The run-up to the Academy Awards always includes the usual debate over who got snubbed. This year, however, that conversation has taken on a new level of gravity: for the second year in a row, every nominated actor is white.
That conspicuous lack of diversity—which prompted the Academy to institute new measures Friday geared toward increasing diversity—has led Hollywood insiders and fans alike to speak out more than ever before. On Twitter, observers started the hashtag #OscarsSoWhite to voice their outrage. And in a statement on Monday, Academy of Motion Picture Arts and Sciences president Cheryl Boone Isaacs—who in November launched a campaign to promote diversity in Hollywood—said that she is "heartbroken and frustrated about the lack of inclusion." In protest, Spike Lee and Jada Pinkett Smith have announced they will not attend the ceremony in February, and David Oyelowo said that "the Academy has a problem" that "needs to be solved."
Whatever the solution may be, it's clear that the protest is being heard—which is a marked change from earlier protests over the exact same thing.
In fact, it was exactly 20 years ago, in 1996, that a protest over Oscars diversity erupted and led to a very different response: ridicule.
The 68th Academy Awards featured a lineup of actors that was just as white as this year's is. The best-picture nominees—Braveheart, Apollo 13, Babe, The Postman and Sense and Sensibility—were also overwhelmingly white, as were the directors. The only African-American nominee was the director of a live-action short film.
By the time the nominees were announced, People magazine—a sister publication of TIME—was already in the middle of conducting an exhaustive investigation into the state of black Hollywood. The week before the ceremony, the results ran as a cover story headlined "What's Wrong With This Picture?" that pulled back the curtain on the fact that, though African-American faces were getting easier to find on the big screen, the success of a few big stars masked an industry that was still largely segregated. For example, at the time, Academy membership was only 3.9% black.
One of the people who read that article was Rev. Jesse Jackson. The issue of media equality was not new to Jackson, but, according to CNN, it was that story that inspired him to focus a protest on that year's Oscars. He asked supporters at the ceremony to wear a rainbow ribbon to symbolize the importance of the issue.
But the protest wasn't met with the same thoughtfulness that today's has been. The president of the Academy met with Jackson, but the president of the Alliance of Motion Picture and Television Producers said that that year's Oscars were an anomaly and didn't mean anything. The show was produced by Quincy Jones and hosted by Whoopi Goldberg, and "official greeter" Oprah Winfrey called it "the most multi-ethnic Oscar show anybody's ever seen."

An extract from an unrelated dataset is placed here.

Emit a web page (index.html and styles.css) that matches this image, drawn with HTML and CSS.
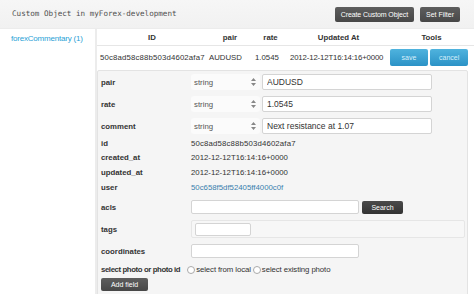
FILE: index.html
```html
<!DOCTYPE html>
<html lang="en">
<head>
    <meta charset="UTF-8">
    <title>Custom Object</title>
    <link rel="stylesheet" href="styles.css">
</head>
<body>
    <header class="top-bar">
        <div class="top-title">Custom Object in myForex-development</div>
        <div class="top-actions">
            <button class="btn btn-dark btn-create">Create Custom Object</button>
            <button class="btn btn-dark">Set Filter</button>
        </div>
    </header>

    <div class="layout">
        <aside class="sidebar">
            <a class="class-link">forexCommentary (1)</a>
        </aside>

        <main class="content">
            <table class="obj-table">
                <colgroup>
                    <col class="col-id">
                    <col class="col-pair">
                    <col class="col-rate">
                    <col class="col-upd">
                    <col>
                </colgroup>
                <thead>
                    <tr>
                        <th>ID</th>
                        <th>pair</th>
                        <th>rate</th>
                        <th>Updated At</th>
                        <th>Tools</th>
                    </tr>
                </thead>
                <tbody>
                    <tr>
                        <td class="oid">50c8ad58c88b503d4602afa7</td>
                        <td>AUDUSD</td>
                        <td>1.0545</td>
                        <td class="date">2012-12-12T16:14:16+0000</td>
                        <td class="tools">
                            <button class="btn btn-info">save</button>
                            <button class="btn btn-info">cancel</button>
                        </td>
                    </tr>
                </tbody>
            </table>

            <div class="edit-panel">
                <div class="field field-input">
                    <label>pair</label>
                    <div class="value">
                        <div class="type-select">string
                            <svg width="5" height="8" viewBox="0 0 5 8"><path d="M2.5 0L5 3H0z M2.5 8L0 5h5z" fill="#888"/></svg>
                        </div>
                        <input class="text-in wide" value="AUDUSD">
                    </div>
                </div>
                <div class="field field-input">
                    <label>rate</label>
                    <div class="value">
                        <div class="type-select">string
                            <svg width="5" height="8" viewBox="0 0 5 8"><path d="M2.5 0L5 3H0z M2.5 8L0 5h5z" fill="#888"/></svg>
                        </div>
                        <input class="text-in wide" value="1.0545">
                    </div>
                </div>
                <div class="field field-input">
                    <label>comment</label>
                    <div class="value">
                        <div class="type-select">string
                            <svg width="5" height="8" viewBox="0 0 5 8"><path d="M2.5 0L5 3H0z M2.5 8L0 5h5z" fill="#888"/></svg>
                        </div>
                        <input class="text-in wide" value="Next resistance at 1.07">
                    </div>
                </div>
                <div class="field field-text first-text">
                    <label>id</label>
                    <div class="value oid">50c8ad58c88b503d4602afa7</div>
                </div>
                <div class="field field-text">
                    <label>created_at</label>
                    <div class="value">2012-12-12T16:14:16+0000</div>
                </div>
                <div class="field field-text">
                    <label>updated_at</label>
                    <div class="value">2012-12-12T16:14:16+0000</div>
                </div>
                <div class="field field-text">
                    <label>user</label>
                    <div class="value"><a class="user-link">50c658f5df52405ff4000c0f</a></div>
                </div>
                <div class="field field-acls">
                    <label>acls</label>
                    <div class="value">
                        <input class="text-in medium">
                        <button class="btn btn-dark btn-search">Search</button>
                    </div>
                </div>
                <div class="field field-tags">
                    <label>tags</label>
                    <div class="value">
                        <div class="tags-box"><input class="text-in small"></div>
                    </div>
                </div>
                <div class="field field-coords">
                    <label>coordinates</label>
                    <div class="value"><input class="text-in medium"></div>
                </div>
                <div class="field field-photo">
                    <label>select photo or photo id</label>
                    <div class="value radios">
                        <span class="radio"></span>select from local
                        <span class="radio"></span>select existing photo
                    </div>
                </div>
                <button class="btn btn-dark btn-add">Add field</button>
            </div>
        </main>
    </div>
</body>
</html>
```

FILE: styles.css
```css
body {
    margin: 0;
    font-family: "Liberation Sans", Arial, sans-serif;
    font-size: 7.8px;
    color: #333;
    background: #fff;
    overflow: hidden;
}

.top-bar {
    display: flex;
    justify-content: space-between;
    align-items: center;
    height: 28px;
    padding: 0 14px 0 12px;
    background: linear-gradient(#f6f6f6, #f1f1f1);
    border-bottom: 1px solid #ececec;
}
.top-title {
    font-family: "DejaVu Sans Mono", monospace;
    font-size: 7.6px;
    color: #505050;
    margin-top: -1px;
}
.top-actions {
    display: flex;
    gap: 6px;
}

.btn {
    font-family: "Liberation Sans", Arial, sans-serif;
    font-size: 7px;
    color: #fff;
    border: none;
    border-radius: 2px;
    padding: 0;
    cursor: pointer;
}
.btn-dark {
    background: linear-gradient(#5e5e5e, #474747);
    height: 15px;
    padding: 0 6px;
}
.btn-create {
    letter-spacing: -0.1px;
}
.btn-info {
    background: linear-gradient(#4fb3de, #2b92c6);
    width: 38px;
    height: 17px;
    color: #d8f0fb;
}

.layout {
    display: flex;
}
.sidebar {
    width: 95px;
    border-right: 2px solid #ececec;
    padding-top: 5px;
    height: 270px;
}
.class-link {
    display: block;
    padding-left: 11px;
    font-size: 8px;
    color: #2a9fd6;
    letter-spacing: -0.2px;
}

.content {
    flex: 1;
}

.obj-table {
    border-collapse: collapse;
    width: 100%;
    table-layout: fixed;
}
.col-id { width: 110px; }
.col-pair { width: 46px; }
.col-rate { width: 35px; }
.col-upd { width: 101px; }
.obj-table th {
    font-weight: bold;
    text-align: center;
    height: 16px;
    padding: 0;
    border-bottom: 1px solid #e6e6e6;
}
.obj-table td {
    height: 22px;
    padding: 0 0 0 2px;
    white-space: nowrap;
    overflow: visible;
}
.obj-table td.oid {
    padding-left: 3px;
}
.obj-table td.tools {
    padding-left: 1px;
}
.oid {
    letter-spacing: 0.15px;
}
.date {
    letter-spacing: -0.15px;
}

.edit-panel {
    margin-top: 2px;
    margin-right: 6px;
    background: #f5f5f5;
    border: 1px solid #e3e3e3;
    border-radius: 2px;
    padding: 0 0 4px 3px;
}

.field {
    display: flex;
    align-items: center;
}
.field label {
    width: 90px;
    font-weight: bold;
    white-space: nowrap;
}
.field .value {
    display: flex;
    align-items: center;
    flex: 1;
}
.field-input { height: 22px; }
.field-text { height: 15px; }
.first-text { height: 13px; }
.field-acls { height: 24px; }
.field-tags { height: 20px; }
.field-coords { height: 24px; }
.field-photo { height: 13px; }

.type-select {
    display: flex;
    justify-content: space-between;
    align-items: center;
    width: 62px;
    height: 16px;
    padding: 0 4px 0 3px;
    background: #fbfbfb;
    border-radius: 3px;
    color: #555;
}
.text-in {
    height: 14px;
    border: 1px solid #d4d4d4;
    border-radius: 2px;
    background: #fff;
    padding: 0 4px;
    font-family: "Liberation Sans", Arial, sans-serif;
    font-size: 8px;
    color: #333;
    box-sizing: border-box;
}
.text-in.wide {
    width: 170px;
    height: 16px;
    margin-left: 2px;
    font-size: 8.5px;
}
.text-in.medium {
    width: 168px;
}
.text-in.small {
    width: 56px;
    height: 13px;
}
.btn-search {
    margin-left: 3px;
    width: 41px;
    height: 13px;
    background: linear-gradient(#4a4a4a, #333);
    font-size: 7px;
}
.tags-box {
    flex: 1;
    height: 16px;
    margin-right: 2px;
    padding-left: 3px;
    display: flex;
    align-items: center;
    border: 1px solid #e6e6e6;
    border-radius: 2px;
    background: #f7f7f7;
}

.user-link {
    color: #3a7fae;
}

.field-photo label {
    width: auto;
    margin-right: 5px;
    letter-spacing: -0.4px;
}
.radios {
    white-space: nowrap;
    letter-spacing: -0.1px;
}
.radio {
    display: inline-block;
    width: 6px;
    height: 6px;
    border: 1px solid #aaa;
    border-radius: 50%;
    background: #fff;
    margin: 0 1px 0 2px;
}

.btn-add {
    margin-top: 2px;
    width: 47px;
    height: 13px;
    font-size: 7px;
}
```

Perhaps most tellingly, the protest was skewered on Saturday Night Live's Weekend Update. Darrell Hammond's impression of Jackson, is pretty cringeworthy in retrospect—but that impersonation is not the most telling thing about the clip. Today, Oscars diversity is the subject of satirical television news that makes fun of the absurdity of the situation. Two decades ago, the satire was at the expense of those who wanted to change that situation:
And sure enough, at the ceremony itself, Goldberg, who did not wear a rainbow ribbon, mocked Jackson's protest. "I had something I might want to say to Jesse right here, but he's not watching, so why bother?" she said in the opening monologue. Quincy Jones did wear the ribbon, but many other African-American actors—including Will Smith, whose performance in Concussion this year is one of those some feel was overlooked by the Academy—did not.
Jackson, for his part, said that the consciousness-raising that had been done was worth all the mockery. Whether or not 1996 made a difference, it's clear 20 years later that Hollywood's level of awareness of the issue has never been higher.